I love her dearly, by the way.

Some of the pointless, pedantic crap he tried to tell us was of the utmost importance – lists of phone numbers on his ancient, impenetrable PC, for example – but his love for our mother, still his wife, was a ‘by the way’. That was my dad. He made a big deal out of trivial things so that he could relegate the big things to mere side-notes. Big things like love, and like death. He didn’t know how else to deal with them.

He never once complained about death, but everything else was disastrous – the bed, the food, the staff, the room, the this, the that, the other. I wasn’t fooled as to what was really bothering him, but I guess I was distracted. I guess that was what it was all about, really.

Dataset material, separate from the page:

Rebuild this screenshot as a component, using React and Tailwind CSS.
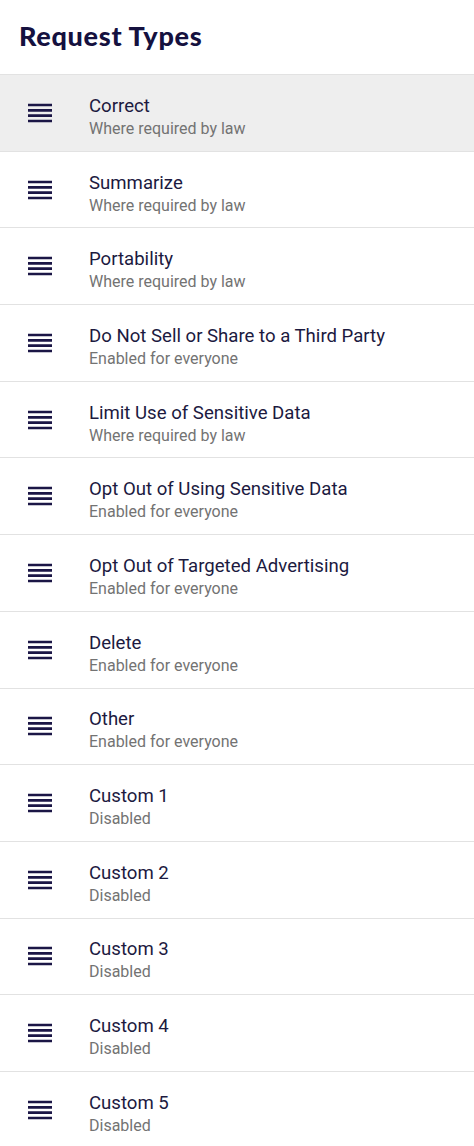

Sat in the car on the way home after that first visit, those words were echoing around my head. “I love her dearly, by the way.” And those words were joined by more words, the words of a song:

do_you_realize

Do you realize that everyone you know, some day, will die?
And instead of saying all of your goodbyes,
Let them know you realize
That life goes fast.
It’s hard to make the good things last.
You realize the sun dudn’t go down.
It’s just an illusion caused by the world spinning round.

And I cried. I cried the first of many tears for my dad, for my mum, for the love that created me… I cried because that love couldn’t bring happiness to the two people I love the most… I cried for their pain. And I cried for mine.